Devised by head chef Zisis Giannouras and his team, there’s an elevation of homely classics to kick off, but not so much of an elevation as to make them unrecognisable.

No trip to Fenix is to be even remotely considered without a heap of scorched, puffy flatbreads, fresh from the grill to start things the right way.
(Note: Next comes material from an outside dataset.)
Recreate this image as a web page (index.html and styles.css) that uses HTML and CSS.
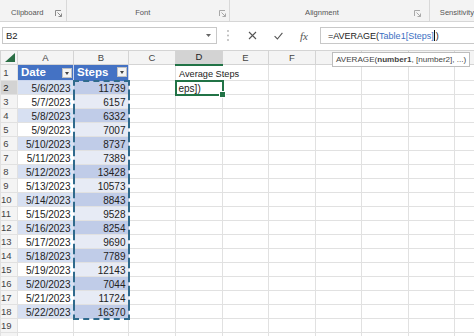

Where the tzatziki and smoked taramasalata were staples from the opening, just over a year ago, there’s now a spicy feta dip, made with an airy feta espuma, walnuts, red peppers and paprika.

It makes for compulsive mopping, as does the ‘fasolada’ spread, a take on the rustic Greek white bean stew, but this one has been gussied up with flavours of truffle and smoked trout.

The winter menu has shifted gears with the change in temperatures to wrap you in a warming blanket.

Even the steak tartare warms the cockles; pieces of soft tenderloin served with a cumin-spiked tomato sauce and topped with crispy ‘potato hay’.

Another of the new meze dishes, the ‘broken down tart’ flips a pastry case so thin and crisp it melts on the tongue over a heap of slow-cooked, pulled lamb shank, with a parsnip bechamel sauce, truffle and oyster mushrooms, for added wintryness.

Doubling down on the heartiness, there’s another homely dish upscaled – the giouvetsi, a casserole, here made with a whole, fall-apart, slow-braised lamb shank and served with orzo and aromatic herbs.

Or if it’s about the time to indulge yourself, there’s the stunning A5 wagyu steak, grilled on the open flames of the robata grill and served with a potato emulsion and the rich wagyu cooking juices.

If those err on the robust, there is a lighter, refreshing, palate-cleanser of a plate – scallops seared and served with pecorino, lemon cream and calamarata pasta, so-named because it resembles calamari rings.

Round things off with more indulgence – the hard-not-to-order ‘choc ice’, a layered, light chocolate mousse with almond nougatine, inside frozen chocolate, pressed to look like a chocolate bar.

And, of course, before you take all that in, kick things off with a drink at the bar, with new cocktail additions including the 8th Moon – Metaxa 12 with Merlet Fraise, green strawberry, orange and lemon, served in a smoking ceramic ball – or the Immaculate Moon, which owes a certain debt to a similarly festive cream liqueur.